Extraordinary people are born from the Hungarian nation, extraordinary values are born from Hungarian culture - Speech by Dr. Tamás Sulyok at the Honours Ceremony in the Parliament

"The day of the resurrection of the dead has come. Dead were the national glory buried for centuries and the sense of freedom held in prison. Now seek them not in their graves; they have risen from the dead. The Hungarian nation is once again glorious and free! Hungarian voice, Hungarian national colours, Hungarian feeling on every lip, on every banner, in every bosom."

Mr. Prime Minister, 
Mr. Speaker, 
Distinguished Laureates, 
Ladies and Gentlemen,


The above quotes are from a report by Mór Jókai, who was born 200 years ago. It was one of the first writings to announce to the country and the world that the fate of the nation had been reversed, that a great thing had happened, something that Hungarians had been waiting for for decades - or even centuries.

A group of young people, ready to take action, who loved their country, in one day created a community that broke down all barriers, even opening the gates of prisons. This is how national glory was revived, how a sense of freedom was restored in Hungarian hearts – and more was achieved. On that day 177 years ago, freedom was not just a feeling, but a reality lived with dignity, as a community that had suddenly become free declared its rights.

The young Mór Jókai's elevated writing was not just an exhortation, but a demand for rights. 
Our glorious heroes did not build the pathway to freedom from vague ideas, but paved it with concrete legal claims- rights that should be equally enjoyed by all.

The Youth of March, standing shoulder to shoulder with Jókai, who held a lawyer’s degree, when they repeatedly proclaimed the 12 points of the Hungarian people's demands for rights, knew well that their realisation and implementation would not only make Hungarian life more dignified, but also make the nation more complete. 

The walls separating the people from within would come down, and all Hungarians would be free as one, and all Hungarians would enrich the free homeland as one. They began at the foundations, because they recognised - as Petőfi wrote - that "there is a homeland only where there is law."

Ladies and Gentlemen!

Mór Jókai, who was both a great figure of Hungarian freedom and Hungarian culture, did not write about the events as a witness. He was an active participant in this turning point of fate. 
Thus he became a great shaper not only of our national culture but also of our national history.

We Hungarians have become accustomed to the fact that the heroes of Hungarian culture (and often the great representatives of Hungarian science) also become the heroes of Hungarian freedom. As is well-known, in Hungary, national sovereignty and national culture presuppose each other.

We fought our way to freedom, if we could not do otherwise, through the means of culture and knowledge. 
It was never an overnight process, but we moved forward step by step, through the everyday struggles we fought. Even the glorious year of 1848 had to be preceded by a prosperous era of the Hungarian cause, the Reform Era, which brought not just political struggles, but about years of value creation and cultural enrichment, years of continuous extension and implementation of law.

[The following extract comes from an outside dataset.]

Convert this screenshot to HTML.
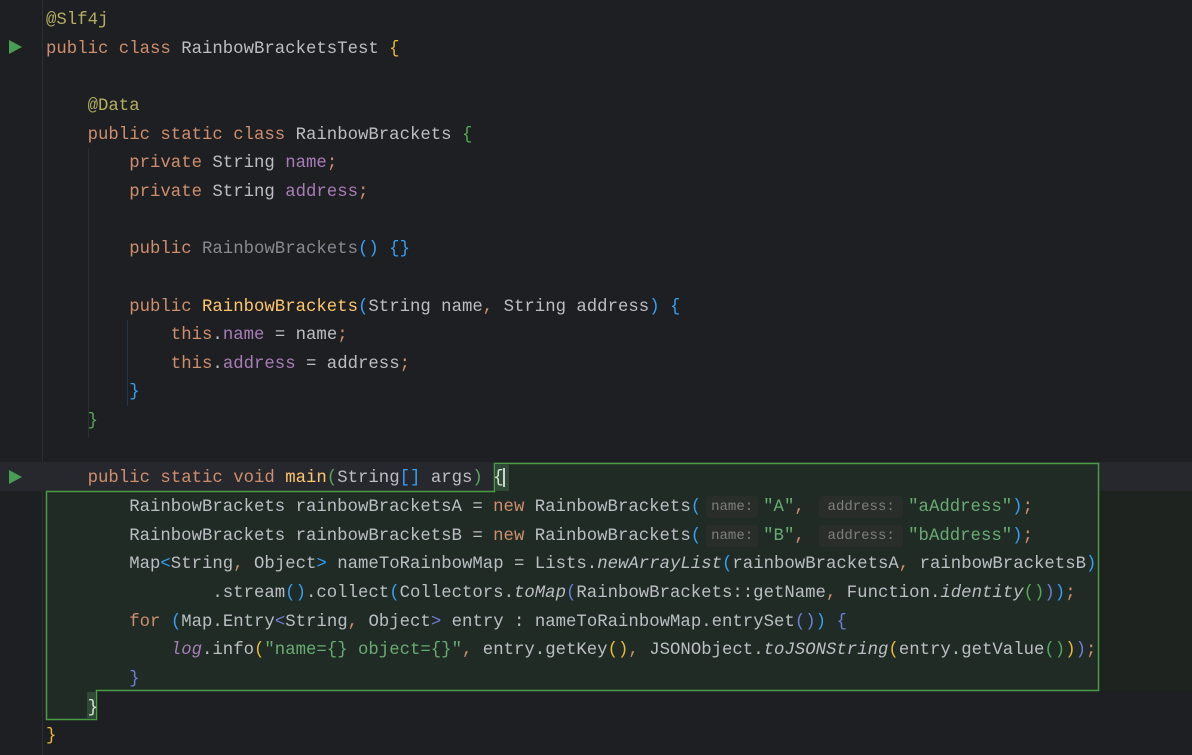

Therefore, for a Hungarian, patriotism is not a passing whim – it lasts a lifetime.

This is a nation that knows, because it has experienced it for a thousand years, that the small tasks of everyday life must be done again and again, so that, in the end, the time of great deeds may come—the time of great works, great ideas, great creations, and great discoveries. This daily struggle lived with loyalty and honour is what moves the nation forward, despite every obstacle or hindrance.
There are times when we must courageously turn the nation’s fate. There are also times when sacrifices must be made to regain our freedom. 
And there are times when we must take action, work, engage in research, create incessantly, to enrich our country. Mór Jókai had all these things – and lived them, and lived them well. That is how the country became free and the nation became richer. The basis of all his achievements was his patriotism.


The patriotic and free Hungarian heart is capable of extraordinary things, because it gives its all to the place from which it has drawn its all. Because even if we leave our homeland, it is here that we are at home. Even if we pile up the bricks elsewhere, we are still building this country. 
We give everything back here, because we have received everything from this language and culture. If we become rich, this country will be richer, if we become great, this country will be greater, if we become strong, this country will be stronger, if we stand our ground with honour, this country will be nobler, if we defend our freedom well, this country will remain free.

Extraordinary people are born from the Hungarian nation; extraordinary values are born from Hungarian culture. But every age, every generation has a task as well.

We must understand and enrich our common culture, preserve the freedom of the nation and strengthen the country. Not only with blood, not only with sacrifice, but with work, with productive life, with creative efforts. This is both a duty and a responsibility.

Kunó Klebelsberg, who was born 150 years ago, warned that "a people only acquires the right to the land that is its homeland if it attaches it to itself (...) by immortal works. In addition to the blood shed on the soil of the homeland, it is works and creations through which a nation irrevocably bonds itself to the soil of the homeland."

Ladies and Gentlemen!

The winners of today's awards have made a valuable contribution to building our national culture and strengthening Hungarian identity. You are irreplaceable shapers of today's Hungarian culture, of today's Hungarian academic life. You are not only carriers, but also shapers. What you have created and are creating will become a common treasure for present and future generations of Hungarians. Through years and decades of hard work, dedication and success, you have added to the Hungarian treasure trove of values that has been built up over the centuries. 
You enrich Hungarian scientific life, the national culture and make the Hungarian people more proud. And this value-creating patriotism is a force charting out our future.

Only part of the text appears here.